Le mois dernier, le régime syrien – avec l’appui de l’armée de l’air russe – a lancé une opération militaire majeure à Daraa (2), assurant ainsi le contrôle de la plus grande partie de la frontière syrienne avec la Jordanie. À la fin de l’opération, environ 350 000 civils ont fui Daraa, entassés dans des zones proches de la frontière (3).

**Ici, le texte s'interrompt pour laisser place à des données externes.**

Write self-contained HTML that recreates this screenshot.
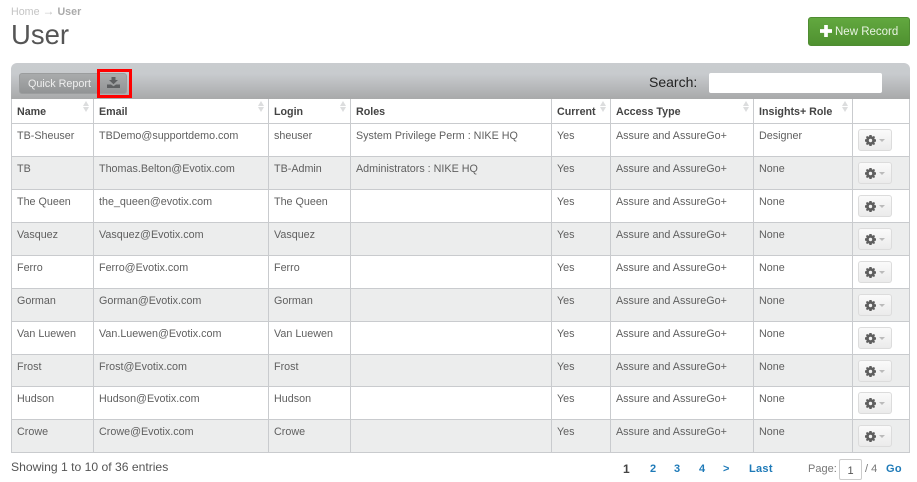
<!DOCTYPE html>
<html><head><meta charset="utf-8"><title>User</title>
<style>
*{box-sizing:border-box}
html,body{margin:0;padding:0;background:#fff;width:917px;height:480px;overflow:hidden;font-family:"Liberation Sans",sans-serif;color:#555}
.abs{position:absolute}
.crumb{left:11px;top:5px;font-size:10.700px;line-height:13px;color:#c4c4c4}
.crumb b{color:#aaa}
.crumb span{font-size:12px}
h1{position:absolute;left:11px;top:18px;margin:0;font-size:27.500px;line-height:34px;font-weight:400;color:#555}
.new{left:808px;top:17px;width:102px;height:29px;background:linear-gradient(#62a83f,#4f9130);border:1px solid #4f8c32;border-radius:3px;color:#e8f3e2;font-size:11.500px;line-height:28px;padding-left:26px}
.new svg{position:absolute;left:11px;top:7px}
.bar{left:11px;top:63px;width:899px;height:36px;background:linear-gradient(#c9cccf 0,#c8cbce 30%,#a8a9aa 100%);border-radius:6px 6px 0 0}
.qr{left:19px;top:73px;width:108px;height:21px;background:linear-gradient(#a9abac,#929495);border:1px solid #9b9d9e;border-radius:3px;color:#eee;font-size:10.800px;line-height:20px;padding-left:8px}
.red{left:97px;top:69px;width:35px;height:29px;border:3px solid #f00}
.lbl{left:649px;top:74px;font-size:14px;line-height:16px;color:#222}
.inp{left:709px;top:73px;width:173px;height:20px;background:#fff;border-radius:2px}
table{position:absolute;left:11px;top:99px;border-collapse:collapse;table-layout:fixed;width:898px;font-size:10.750px}
td,th{border:1px solid #c9cbce;padding:0 5px;vertical-align:top;text-align:left;overflow:hidden;white-space:nowrap;position:relative}
th{height:24px;padding-top:6px;line-height:14px;font-size:10.700px;font-weight:700;color:#444;background:#fff}
td{height:33px;padding-top:5px;line-height:14px;color:#5f5f5f}
tr:first-child th{border-top:0}
tbody tr:nth-child(even) td{background:#eceded}
tr.s td{height:32px}
th i{position:absolute;right:3px;top:2px;width:7px;height:11px}
th i:before,th i:after{content:"";position:absolute;left:0;border-left:3.500px solid transparent;border-right:3.500px solid transparent}
th i:before{top:0;border-bottom:5px solid #dcddde}
th i:after{top:6px;border-top:5px solid #dcddde}
.gear{position:absolute;left:5px;top:5px;width:34px;height:22px;background:linear-gradient(#fafafa,#ebebeb);border:1px solid #dcdcdc;border-radius:3px}
td.a{padding:0}
.gear svg{position:absolute;left:6px;top:5px}
.gear u{position:absolute;left:20px;top:9px;border-left:3px solid transparent;border-right:3px solid transparent;border-top:3px solid #bbb}
.foot{left:11px;top:460px;font-size:12.150px;line-height:15px;color:#555}
.p{top:462px;font-size:11px;line-height:14px;font-weight:700;color:#1e7ab8;letter-spacing:.3px}
.pi{left:839px;top:459px;width:23px;height:21px;border:1px solid #ccc;border-radius:2px;font-size:11px;color:#555;text-align:center;line-height:22px;background:#fff}
</style></head><body>
<svg width="0" height="0" style="position:absolute"><symbol id="g" viewBox="0 0 13 13"><path d="M5.200 0h2.600l.3 1.500 1.100.5 1.300-.9 1.400 1.400-.9 1.300.5 1.100 1.500.3v2.600l-1.500.3-.5 1.100.9 1.300-1.400 1.400-1.300-.9-1.100.5-.3 1.500H5.200l-.3-1.500-1.100-.5-1.300.9-1.400-1.400.9-1.300-.5-1.100L0 7.800V5.200l1.500-.3.500-1.100-.9-1.300 1.400-1.400 1.300.9 1.100-.5zM6.500 4.500a2 2 0 1 0 0 4 2 2 0 0 0 0-4z" fill="#5e5e5e" fill-rule="evenodd"/></symbol></svg>
<div class="abs crumb">Home <span>→</span> <b>User</b></div>
<h1>User</h1>
<div class="abs new"><svg width="12" height="12" viewBox="0 0 13 13"><path d="M4.500 0h4v4.500H13v4H8.500V13h-4V8.500H0v-4h4.500z" fill="#fff"/></svg>New Record</div>
<div class="abs bar"></div>
<div class="abs qr">Quick Report</div>
<svg class="abs" style="left:107px;top:77px" width="13" height="11" viewBox="0 0 13 11"><path d="M4.500 0h4v3H11L6.500 7.200 2 3h2.500zM0 7.500h4l2.500 1.700L9 7.500h4V11H0z" fill="#5e6062"/></svg>
<div class="abs red"></div>
<div class="abs lbl">Search:</div>
<div class="abs inp"></div>
<table>
<colgroup><col style="width:82px"><col style="width:175px"><col style="width:82px"><col style="width:201px"><col style="width:59px"><col style="width:143px"><col style="width:99px"><col style="width:57px"></colgroup>
<thead><tr><th>Name<i></i></th><th>Email<i></i></th><th>Login<i></i></th><th>Roles</th><th>Current<i></i></th><th>Access Type<i></i></th><th>Insights+ Role<i></i></th><th></th></tr></thead>
<tbody>
<tr><td>TB-Sheuser</td><td>TBDemo@supportdemo.com</td><td>sheuser</td><td>System Privilege Perm : NIKE HQ</td><td>Yes</td><td>Assure and AssureGo+</td><td>Designer</td><td class="a"><div class="gear"><svg width="11" height="11"><use href="#g"/></svg><u></u></div></td></tr>
<tr><td>TB</td><td>Thomas.Belton@Evotix.com</td><td>TB-Admin</td><td>Administrators : NIKE HQ</td><td>Yes</td><td>Assure and AssureGo+</td><td>None</td><td class="a"><div class="gear"><svg width="11" height="11"><use href="#g"/></svg><u></u></div></td></tr>
<tr><td>The Queen</td><td>the_queen@evotix.com</td><td>The Queen</td><td></td><td>Yes</td><td>Assure and AssureGo+</td><td>None</td><td class="a"><div class="gear"><svg width="11" height="11"><use href="#g"/></svg><u></u></div></td></tr>
<tr><td>Vasquez</td><td>Vasquez@Evotix.com</td><td>Vasquez</td><td></td><td>Yes</td><td>Assure and AssureGo+</td><td>None</td><td class="a"><div class="gear"><svg width="11" height="11"><use href="#g"/></svg><u></u></div></td></tr>
<tr><td>Ferro</td><td>Ferro@Evotix.com</td><td>Ferro</td><td></td><td>Yes</td><td>Assure and AssureGo+</td><td>None</td><td class="a"><div class="gear"><svg width="11" height="11"><use href="#g"/></svg><u></u></div></td></tr>
<tr><td>Gorman</td><td>Gorman@Evotix.com</td><td>Gorman</td><td></td><td>Yes</td><td>Assure and AssureGo+</td><td>None</td><td class="a"><div class="gear"><svg width="11" height="11"><use href="#g"/></svg><u></u></div></td></tr>
<tr><td>Van Luewen</td><td>Van.Luewen@Evotix.com</td><td>Van Luewen</td><td></td><td>Yes</td><td>Assure and AssureGo+</td><td>None</td><td class="a"><div class="gear"><svg width="11" height="11"><use href="#g"/></svg><u></u></div></td></tr>
<tr class="s"><td>Frost</td><td>Frost@Evotix.com</td><td>Frost</td><td></td><td>Yes</td><td>Assure and AssureGo+</td><td>None</td><td class="a"><div class="gear"><svg width="11" height="11"><use href="#g"/></svg><u></u></div></td></tr>
<tr><td>Hudson</td><td>Hudson@Evotix.com</td><td>Hudson</td><td></td><td>Yes</td><td>Assure and AssureGo+</td><td>None</td><td class="a"><div class="gear"><svg width="11" height="11"><use href="#g"/></svg><u></u></div></td></tr>
<tr><td>Crowe</td><td>Crowe@Evotix.com</td><td>Crowe</td><td></td><td>Yes</td><td>Assure and AssureGo+</td><td>None</td><td class="a"><div class="gear"><svg width="11" height="11"><use href="#g"/></svg><u></u></div></td></tr>
</tbody></table>
<div class="abs foot">Showing 1 to 10 of 36 entries</div>
<div class="abs p" style="left:623px;font-size:12px;color:#444">1</div>
<div class="abs p" style="left:650px">2</div>
<div class="abs p" style="left:674px">3</div>
<div class="abs p" style="left:699px">4</div>
<div class="abs p" style="left:723px">&gt;</div>
<div class="abs p" style="left:749px">Last</div>
<div class="abs" style="left:808px;top:462px;font-size:11px;line-height:14px;color:#777">Page:</div>
<div class="abs pi">1</div>
<div class="abs" style="left:865px;top:462px;font-size:11px;line-height:14px;color:#777">/ 4</div>
<div class="abs p" style="left:886px">Go</div>
</body></html>
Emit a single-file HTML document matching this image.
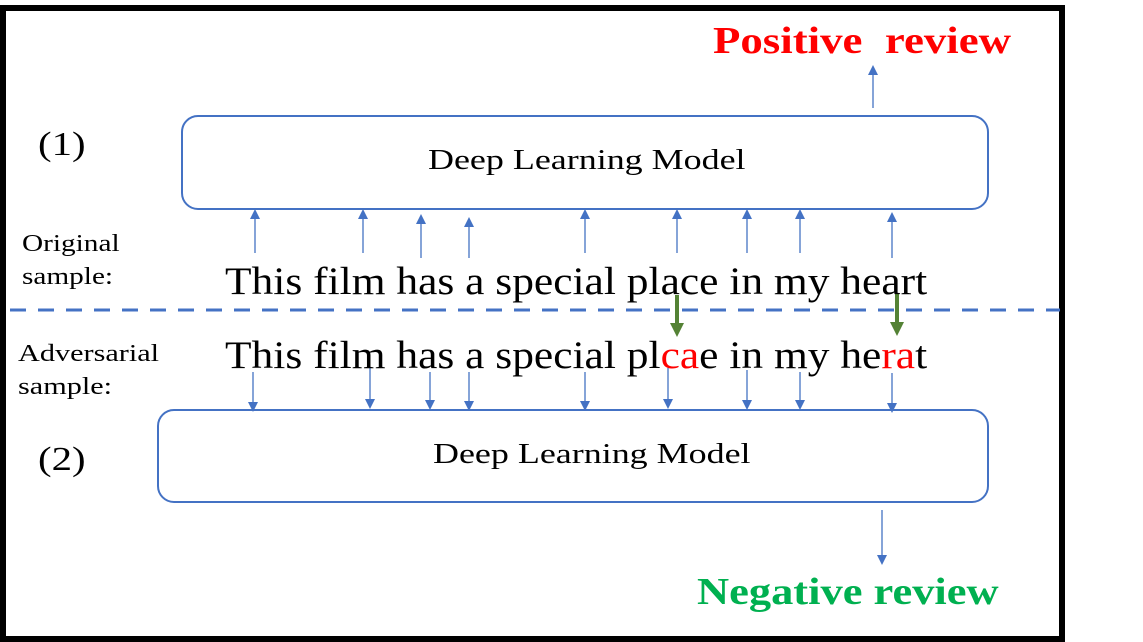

Pour Erdoğan, ce sont les Accords d’Astana (4), le plan de cessez-le-feu entre les groupes rebelles et les forces combattant au nom du gouvernement de Bachar al-Assad, qui sont en danger, ainsi que l’organisation des quatre zones dites de désescalade dans des zones principalement gardées par l’opposition du pays, avec la garantie de la Russie, la Turquie et l’Iran. Pourtant, avec le temps, Idlib (également une zone de conflit en désescalade) est devenue la seule province entièrement contrôlée par les rebelles : une éventuelle attaque du régime syrien fait craindre une énorme migration vers le nord de la Turquie.

Perspectives :

  • L’inquiétude d’Ankara reprend le ton de la question migratoire, en appuyant sur la situation précaire d’Idlib : si la ville était attaquée, une migration massive vers la Turquie pourrait se produire. Depuis le 19 juillet, des milliers de résidents ont été évacués des deux villages de Kafraya et de Fuaa, les deux dernières zones contrôlées par des groupes armés pro-régime. Le transfert des habitants du village sur le territoire du gouvernement faisait partie d’un accord conclu le 17 juillet entre la Russie et la Turquie.
  • Dans le contexte des tensions entre l’Iran (un autre garant de l’accord d’Astana) et les États-Unis, Erdoğan, commentant les sanctions américaines contre l’Iran, a déclaré qu’il ne s’attendait pas à ce que Washington fasse « un faux pas » sur la question. Le président turc, en effet, s’était prononcé contre la mise en discussion (voire la rupture) des liens économiques avec l’Iran, alors que les Etats-Unis s’attendaient à des sanctions. L’Iran est en effet un partenaire stratégique pour Erdoğan, même s’il n’a pas les moyens de s’opposer frontalement aux États-Unis. Pour le président turc, cependant, la question se pose sur le long terme, et le problème, entre autres, est aussi : « qui va chauffer mon pays pendant l’hiver ? ».

Sources :

  1. 10th Brics summit, Site officiel.
  2. Al Jazeera, Syria’s ‘de-escalation zones’ explained, 4 juillet 2017.
  3. AUSAF Syed Tausief, Daraa battle : Russia, Assad forces unleash heavy airstrikes as talks bog down, ArabNews, 5 juillet 2018.
  4. BBC, Syria War : UN seeks inquiry into ‘Russian’ Idlib air strikes, 11 juin 2018.